Commercial Alarm Monitoring: How to Pick the Right Provider

Commercial Alarm Monitoring

Commercial alarm monitoring is a 24/7 service where a central station watches your business security system, verifies alarms, and dispatches police, fire, or staff when an event is real. To pick a provider, prioritize a UL-listed central station, fast verified response, redundancy, and the ability to integrate monitoring with your cameras and access control.

An alarm that no one is watching is just a noise maker. Commercial alarm monitoring is the service that turns a triggered sensor into a verified response, any hour of the day. For a Michigan business, the right monitoring partner is the difference between a fast dispatch and an empty building alarming to no one. This guide explains what to look for and the standards that separate a serious provider from a cheap one.

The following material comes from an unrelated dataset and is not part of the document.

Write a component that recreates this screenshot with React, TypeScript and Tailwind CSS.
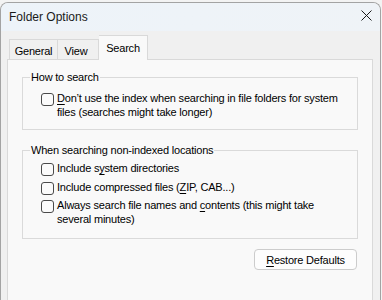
import React from "react";

function Check() {
  return (
    <span className="mt-[2px] block h-[13px] w-[13px] shrink-0 rounded-[3px] border border-[#4a4a4a] bg-[#fbfbfb]" />
  );
}

function U({ children }: { children: React.ReactNode }) {
  return <span className="underline underline-offset-[2px] decoration-[1px]">{children}</span>;
}

export default function App() {
  return (
    <div
      className="h-[300px] w-[382px] overflow-hidden bg-[#f3f3f3] pt-[2px] text-black"
      style={{ fontFamily: '"Liberation Sans", Arial, sans-serif' }}
    >
      <div className="flex h-[298px] w-[381px] flex-col overflow-hidden rounded-t-[8px] border border-b-0 border-[#a3a3a3] bg-[#f0f0f0]">
        {/* title bar */}
        <div className="flex h-[28px] shrink-0 items-start justify-between bg-gradient-to-r from-[#edf3f9] to-[#eff3f7] pl-[8px] pr-[8px]">
          <span className="mt-[6px] text-[12px] leading-[16px] text-[#1a1a1a]">Folder Options</span>
          <svg className="mt-[7px]" width="11" height="11" viewBox="0 0 11 11">
            <path d="M0.5 0.5 L10.5 10.5 M10.5 0.5 L0.5 10.5" stroke="#1a1a1a" strokeWidth="1" fill="none" />
          </svg>
        </div>
        {/* body */}
        <div className="flex flex-1 flex-col pl-[6px] pr-[7px] pt-[4px] text-[11px] leading-[14px] tracking-[-0.2px]">
          {/* tabs */}
          <div className="flex h-[24px] items-end pl-[2px]">
            <div className="flex h-[20px] w-[48px] justify-center border-l border-t border-[#d9d9d9] bg-[#f0f0f0] pt-[4px]">
              General
            </div>
            <div className="flex h-[20px] w-[42px] justify-center border-l border-r border-t border-[#d9d9d9] bg-[#f0f0f0] pr-[4px] pt-[4px]">
              View
            </div>
            <div className="relative z-10 -mb-px flex h-[25px] w-[49px] justify-center border-r border-t border-[#d9d9d9] bg-[#f9f9f9] pt-[5px]">
              Search
            </div>
          </div>
          {/* tab page */}
          <div className="flex flex-1 flex-col border border-b-0 border-[#d9d9d9] bg-[#f9f9f9] px-[14px] pt-[10px]">
            <fieldset className="border border-[#dadada] pb-[10px] pl-[18px] pr-[8px] pt-[7px]">
              <legend className="ml-[-11px] px-[1px] leading-[14px]">How to search</legend>
              <div className="flex gap-[3px]">
                <Check />
                <span className="whitespace-nowrap">
                  <U>D</U>on’t use the index when searching in file folders for system
                  <br />
                  files (searches might take longer)
                </span>
              </div>
            </fieldset>
            <fieldset className="mt-[13px] border border-[#dadada] pb-[12px] pl-[18px] pr-[8px] pt-[4px]">
              <legend className="ml-[-11px] px-[1px] leading-[14px]">When searching non-indexed locations</legend>
              <div className="flex gap-[3px]">
                <Check />
                <span className="whitespace-nowrap">
                  Include s<U>y</U>stem directories
                </span>
              </div>
              <div className="mt-[4px] flex gap-[3px]">
                <Check />
                <span className="whitespace-nowrap">
                  Include compressed files (<U>Z</U>IP, CAB...)
                </span>
              </div>
              <div className="mt-[3px] flex gap-[3px]">
                <Check />
                <span className="whitespace-nowrap">
                  Always search file names and <U>c</U>ontents (this might take
                  <br />
                  several minutes)
                </span>
              </div>
            </fieldset>
            <div className="mt-[10px] flex justify-end pr-[1px]">
              <button className="h-[21px] w-[103px] rounded-[4px] border border-[#cccccc] bg-[#fdfdfd] text-[11px] leading-[14px] text-black">
                <U>R</U>estore Defaults
              </button>
            </div>
          </div>
        </div>
      </div>
    </div>
  );
}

What Is Commercial Alarm Monitoring?

Commercial alarm monitoring is a continuous service in which a central station receives signals from your alarm system, confirms whether the event is genuine, and contacts responders and your team. It covers burglar alarms, fire alarms, and environmental alerts, and it runs around the clock, including nights, weekends, and holidays when most break-ins happen.

Without monitoring, a triggered alarm relies on someone nearby hearing it and choosing to call. With a monitored service, every event is logged, verified, and acted on by trained operators.

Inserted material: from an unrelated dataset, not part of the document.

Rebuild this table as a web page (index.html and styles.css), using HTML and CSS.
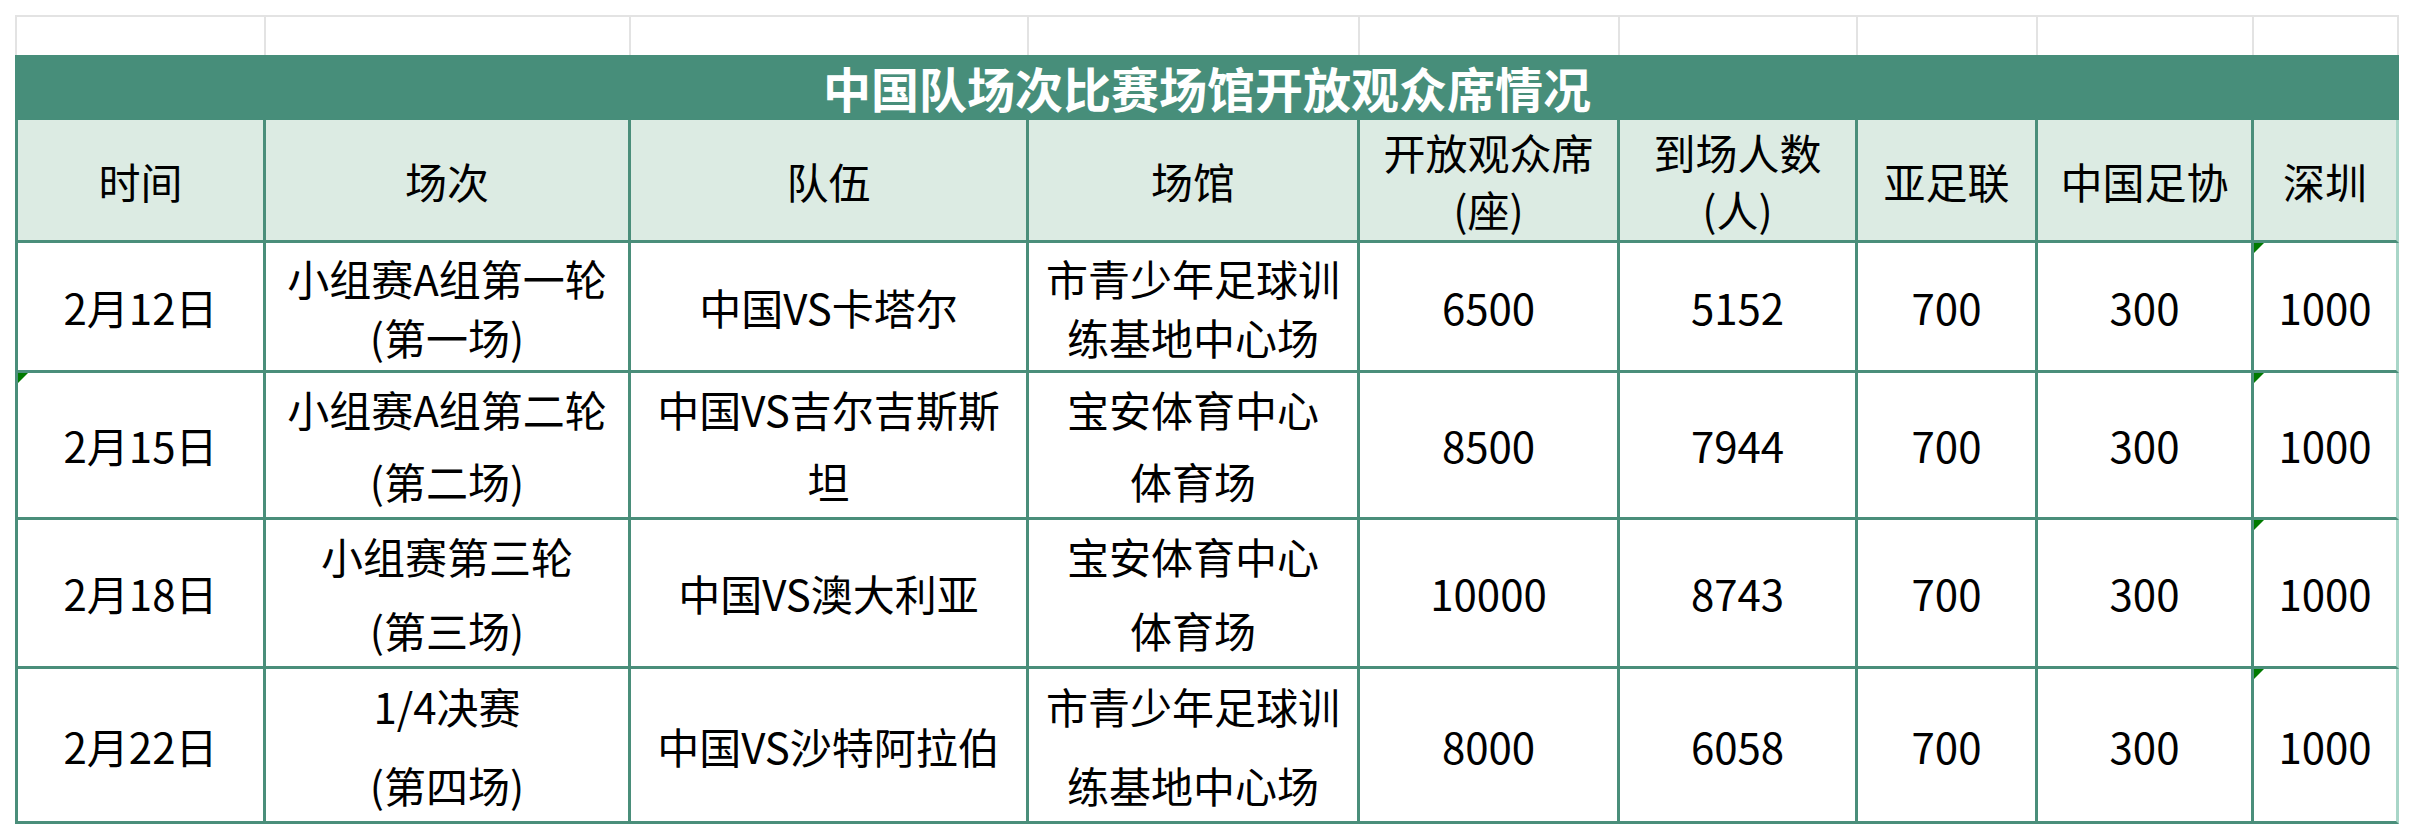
FILE: index.html
```html
<!DOCTYPE html>
<html lang="zh-CN">
<head>
<meta charset="utf-8">
<title>中国队场次比赛场馆开放观众席情况</title>
<link rel="stylesheet" href="styles.css">
</head>
<body>
<div class="sheet">
  <div class="grid first"></div><div class="grid"></div><div class="grid"></div><div class="grid"></div><div class="grid"></div><div class="grid"></div><div class="grid"></div><div class="grid"></div><div class="grid"></div>

  <div class="title">中国队场次比赛场馆开放观众席情况</div>

  <div class="cell head first">时间</div>
  <div class="cell head">场次</div>
  <div class="cell head">队伍</div>
  <div class="cell head">场馆</div>
  <div class="cell head">开放观众席<br>(座)</div>
  <div class="cell head">到场人数<br>(人)</div>
  <div class="cell head">亚足联</div>
  <div class="cell head">中国足协</div>
  <div class="cell head last">深圳</div>

  <div class="cell r1 first">2月12日</div>
  <div class="cell r1">小组赛A组第一轮<br>(第一场)</div>
  <div class="cell r1">中国VS卡塔尔</div>
  <div class="cell r1">市青少年足球训<br>练基地中心场</div>
  <div class="cell r1">6500</div>
  <div class="cell r1">5152</div>
  <div class="cell r1">700</div>
  <div class="cell r1">300</div>
  <div class="cell r1 last flag">1000</div>

  <div class="cell r2 first flag">2月15日</div>
  <div class="cell r2">小组赛A组第二轮<br>(第二场)</div>
  <div class="cell r2">中国VS吉尔吉斯斯<br>坦</div>
  <div class="cell r2">宝安体育中心<br>体育场</div>
  <div class="cell r2">8500</div>
  <div class="cell r2">7944</div>
  <div class="cell r2">700</div>
  <div class="cell r2">300</div>
  <div class="cell r2 last flag">1000</div>

  <div class="cell r3 first">2月18日</div>
  <div class="cell r3">小组赛第三轮<br>(第三场)</div>
  <div class="cell r3">中国VS澳大利亚</div>
  <div class="cell r3">宝安体育中心<br>体育场</div>
  <div class="cell r3">10000</div>
  <div class="cell r3">8743</div>
  <div class="cell r3">700</div>
  <div class="cell r3">300</div>
  <div class="cell r3 last flag">1000</div>

  <div class="cell r4 first">2月22日</div>
  <div class="cell r4">1/4决赛<br>(第四场)</div>
  <div class="cell r4">中国VS沙特阿拉伯</div>
  <div class="cell r4">市青少年足球训<br>练基地中心场</div>
  <div class="cell r4">8000</div>
  <div class="cell r4">6058</div>
  <div class="cell r4">700</div>
  <div class="cell r4">300</div>
  <div class="cell r4 last flag">1000</div>
</div>
</body>
</html>
```

FILE: styles.css
```css
html, body {
  margin: 0;
  padding: 0;
  background: #ffffff;
}

body {
  font-family: "Noto Sans CJK SC", "Noto Sans", sans-serif;
  color: #000000;
}

.sheet {
  display: grid;
  grid-template-columns: 251px 365px 398px 331px 260px 238px 180px 216px 145px;
  grid-template-rows: 40px 65px 123px 130px 147px 149px 155px;
  margin: 15px 0 0 15px;
  width: 2384px;
}

.grid {
  box-sizing: border-box;
  border-top: 2px solid #e3e3e3;
  border-right: 2px solid #e3e3e3;
}

.grid.first {
  border-left: 2px solid #e3e3e3;
}

.title {
  grid-column: 1 / -1;
  background: #478e7a;
  color: #ffffff;
  font-weight: 700;
  font-size: 48px;
  line-height: 65px;
  text-align: center;
  white-space: nowrap;
}

.cell {
  position: relative;
  box-sizing: border-box;
  display: flex;
  align-items: center;
  justify-content: center;
  text-align: center;
  white-space: nowrap;
  font-size: 42px;
  border-right: 3px solid #4a8e7a;
  border-bottom: 3px solid #4a8e7a;
  background: #ffffff;
}

.cell.first {
  border-left: 3px solid #4a8e7a;
}

.cell.last {
  border-right-color: #a9d6c8;
}

.head {
  background: #dcebe3;
  line-height: 57px;
}

.r1 { line-height: 59px; }
.r2 { line-height: 72px; }
.r3 { line-height: 74px; }
.r4 { line-height: 79px; }

.flag::before {
  content: "";
  position: absolute;
  top: 0;
  left: 0;
  width: 10px;
  height: 10px;
  background: #007a00;
  clip-path: polygon(0 0, 100% 0, 0 100%);
}
```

Why Monitoring Matters for a Business

The case for monitoring is the case against waiting. The FBI reports an average loss of $2,661 per burglary, and most property crimes are never solved, so the value is in stopping the event, not investigating it later (Source: Federal Bureau of Investigation). Monitoring compresses the time between alarm and response, which is the window where loss is prevented.

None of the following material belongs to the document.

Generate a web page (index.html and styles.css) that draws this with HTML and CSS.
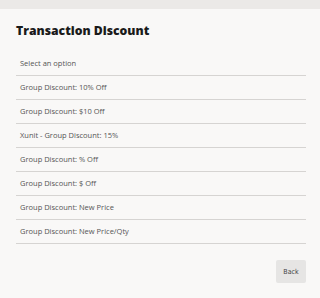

What Is a UL-Listed Central Station?

A UL-listed central station is a monitoring facility independently evaluated by UL Solutions against the recognized standard for central station alarm services, UL 827, and audited for ongoing compliance. UL listing means the facility has met requirements for trained operators on duty at all times, redundant power and communications, and backup systems that keep monitoring running regardless of external conditions (Source: UL Solutions).

For fire alarm monitoring, the central station facility requirements are defined in UL 827, while the protected-property fire system follows NFPA 72, the National Fire Alarm and Signaling Code (Source: UL Solutions). When you ask a provider one question, ask whether their central station is UL listed. Much of what matters, staffing, equipment, and facility resilience, is covered by that listing.

How to Evaluate a Commercial Alarm Monitoring Provider

Use this checklist before signing:

  • UL-listed central station with annual compliance audits.
  • Redundant monitoring facilities and backup power and communications.
  • Documented response and dispatch process, with a clear alarm response time expectation.
  • Two-way voice monitoring service for verification and faster, accurate dispatch.
  • Trained operators, ideally with recognized monitoring credentials.
  • Video verification, so an operator can confirm an event on camera before dispatch.
  • Local accountability: a Michigan-based integrator who installed and services the system, not just an offshore call center.

What to Expect on Pricing

Commercial alarm monitoring is usually a monthly fee that scales with system size, the number of signals monitored, and added services like video verification or fire monitoring. Treat low-cost, monitoring-only offers with caution: the value is in verified response and integration, not the lowest line item. A provider that designed and installed your system can monitor it with full context, which a disconnected monitoring-only vendor cannot.

Monitored vs Local Alarm

Is a local alarm enough for a business? Rarely. A local siren depends on someone nearby hearing it and calling. A monitored system routes every verified event to a central station that contacts your team and dispatches responders, even at 3 a.m. in an empty building. For commercial property, monitoring is the point of having an alarm at all.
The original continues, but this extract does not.